Monday, 22 July 2013

Your Adolescent Girl Isn’t Ripe For Marriage

In 2010, the then 49-year-old polygamist ex-governor of Zamfara State and currently a senator of the Federal Republic, Alhaji Sani Yerima, married a 13-year-old Egyptian girl, for whom he paid $100,000 bride price.
The Nigerian constitution pegs the age of consent at 18; while the Nigerian Child Rights Act 2003 forbids marriage to anyone under 18.
Though Nigerians no longer talk about the incident, the senator seems to still have an axe to grind with his critics and he chose the ongoing constitution review exercise to get even.
As the members of the National Assembly prepared to vote on certain sections of the constitution last Tuesday, the two-time governor attempted to arm-twist the Senate to reverse a vote that had sought to outlaw underage marriage.
Section 29(1)(a) of the constitution provides that “full age” means 18 years up; and the constitution review committee had proposed the removal of S.29(4)(b) that says “Any woman that is married shall be deemed to be of full age.”
Senators overwhelmingly backed the recommendation for its removal, giving the prospect of final passage if accepted by the two-thirds members of House of Representatives and two-thirds members  of each state House of Assembly.
Yerima would have none of that and he questioned why the particular section should be of interest to his fellow lawmakers.
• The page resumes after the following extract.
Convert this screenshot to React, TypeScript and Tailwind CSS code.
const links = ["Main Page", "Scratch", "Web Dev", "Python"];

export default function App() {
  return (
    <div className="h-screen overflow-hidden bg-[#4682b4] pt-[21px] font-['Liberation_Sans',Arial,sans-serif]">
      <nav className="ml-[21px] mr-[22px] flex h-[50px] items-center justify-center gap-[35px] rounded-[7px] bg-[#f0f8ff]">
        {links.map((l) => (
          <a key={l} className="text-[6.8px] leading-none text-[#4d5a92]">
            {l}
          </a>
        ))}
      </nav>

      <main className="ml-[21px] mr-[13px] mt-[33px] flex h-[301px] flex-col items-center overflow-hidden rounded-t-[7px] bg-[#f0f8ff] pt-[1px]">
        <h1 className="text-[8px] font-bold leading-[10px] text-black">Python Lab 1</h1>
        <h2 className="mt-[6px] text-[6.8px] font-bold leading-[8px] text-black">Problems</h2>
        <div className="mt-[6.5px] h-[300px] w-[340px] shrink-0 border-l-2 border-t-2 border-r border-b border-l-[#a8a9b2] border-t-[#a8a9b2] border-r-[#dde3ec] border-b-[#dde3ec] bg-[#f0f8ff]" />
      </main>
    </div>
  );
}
He introduced religious sentiment, describing the senators’ move as “un-Islamic.”
He argued that under the Islamic tenet, a woman is of age once married; and that if the senators expunge the clause, they would be in violation of another section of the constitution ­— Second Schedule, Part 1, Item 61 — asking the National Assembly to steer clear of issues relating to Islamic marriage.
“The constitution says the National Assembly shall legislate on marriage, except those under Islamic rites. Islam says once a woman is married, she is of age,” Yerima argued.
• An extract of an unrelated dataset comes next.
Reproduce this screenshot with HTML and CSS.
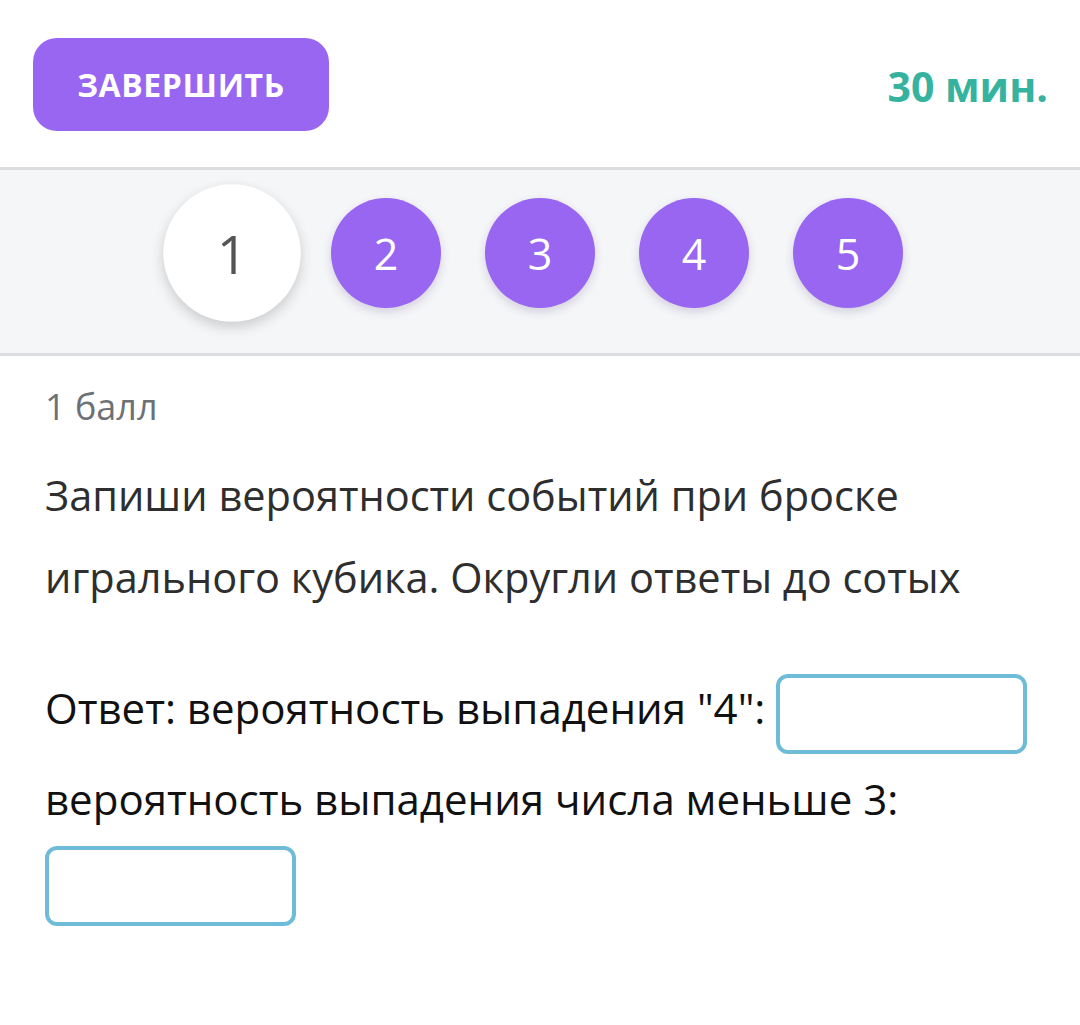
FILE: index.html
```html
<!DOCTYPE html>
<html lang="ru">
<head>
<meta charset="utf-8">
<title>Тест</title>
<link rel="stylesheet" href="styles.css">
</head>
<body>
<header class="topbar">
  <button class="finish-btn">ЗАВЕРШИТЬ</button>
  <div class="timer">30 мин.</div>
</header>
<nav class="steps">
  <div class="step step-active">1</div>
  <div class="step">2</div>
  <div class="step">3</div>
  <div class="step">4</div>
  <div class="step">5</div>
</nav>
<main class="content">
  <div class="score">1 балл</div>
  <p class="question">Запиши вероятности событий при броске игрального кубика. Округли ответы до сотых</p>
  <p class="answer">Ответ: вероятность выпадения "4": <span class="field"></span> вероятность выпадения числа меньше 3: <span class="field"></span></p>
</main>
</body>
</html>
```
FILE: styles.css
```css
* { box-sizing: border-box; }
html, body { margin: 0; padding: 0; background: #ffffff; }
body {
  font-family: "Open Sans", "Noto Sans", sans-serif;
  width: 1080px;
}
.topbar {
  display: flex;
  align-items: center;
  justify-content: space-between;
  padding: 38px 32px 36px 33px;
  border-bottom: 3px solid #dcdde0;
}
.finish-btn {
  width: 296px;
  height: 93px;
  border: none;
  border-radius: 24px;
  background: #9966f1;
  color: #ffffff;
  font-family: "Open Sans", sans-serif;
  font-weight: 700;
  font-size: 32px;
  letter-spacing: 0.6px;
  padding: 0;
}
.timer {
  color: #35b39e;
  font-weight: 700;
  font-size: 41px;
  line-height: 1;
  margin-top: 4px;
}
.steps {
  display: flex;
  justify-content: center;
  gap: 44px;
  padding: 28px 0 45px;
  background: #f5f6f8;
  border-bottom: 3px solid #dcdde0;
}
.step {
  width: 110px;
  height: 110px;
  border-radius: 50%;
  background: #9966f1;
  color: #ffffff;
  font-size: 43px;
  display: flex;
  align-items: center;
  justify-content: center;
  box-shadow: 0 4px 10px rgba(60, 40, 110, 0.18);
}
.step-active {
  background: #ffffff;
  color: #555555;
  transform: scale(1.25);
  box-shadow: 0 4px 10px rgba(0, 0, 0, 0.18);
}
.content {
  padding: 26px 45px 40px 45px;
}
.score {
  font-size: 36px;
  line-height: 50px;
  color: #6c7176;
}
.question {
  margin: 22px 0 0;
  font-size: 41.5px;
  line-height: 82px;
  color: #2e2e2e;
}
.answer {
  margin: 40px 0 0;
  font-size: 42px;
  line-height: 62px;
  color: #111111;
}
.field {
  display: inline-block;
  width: 251px;
  height: 80px;
  border: 4px solid #6fbcd9;
  border-radius: 12px;
  vertical-align: middle;
  margin: 16px 0 14px;
  background: #ffffff;
}
```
Senate President, David Mark, initially rejected Yerima’s argument, but he allowed a second vote after other proposed amendments had been concluded, acknowledging the “sensitivity of the matter, as it concerns religion.”
At the repeat vote, Yerima’s camp lost, 35 to 60. But there’s no cause to cheer, as the controversial section stays, since constitution amendment requires two-thirds of the entire members’ vote, which would have been 73 of the 109 senators.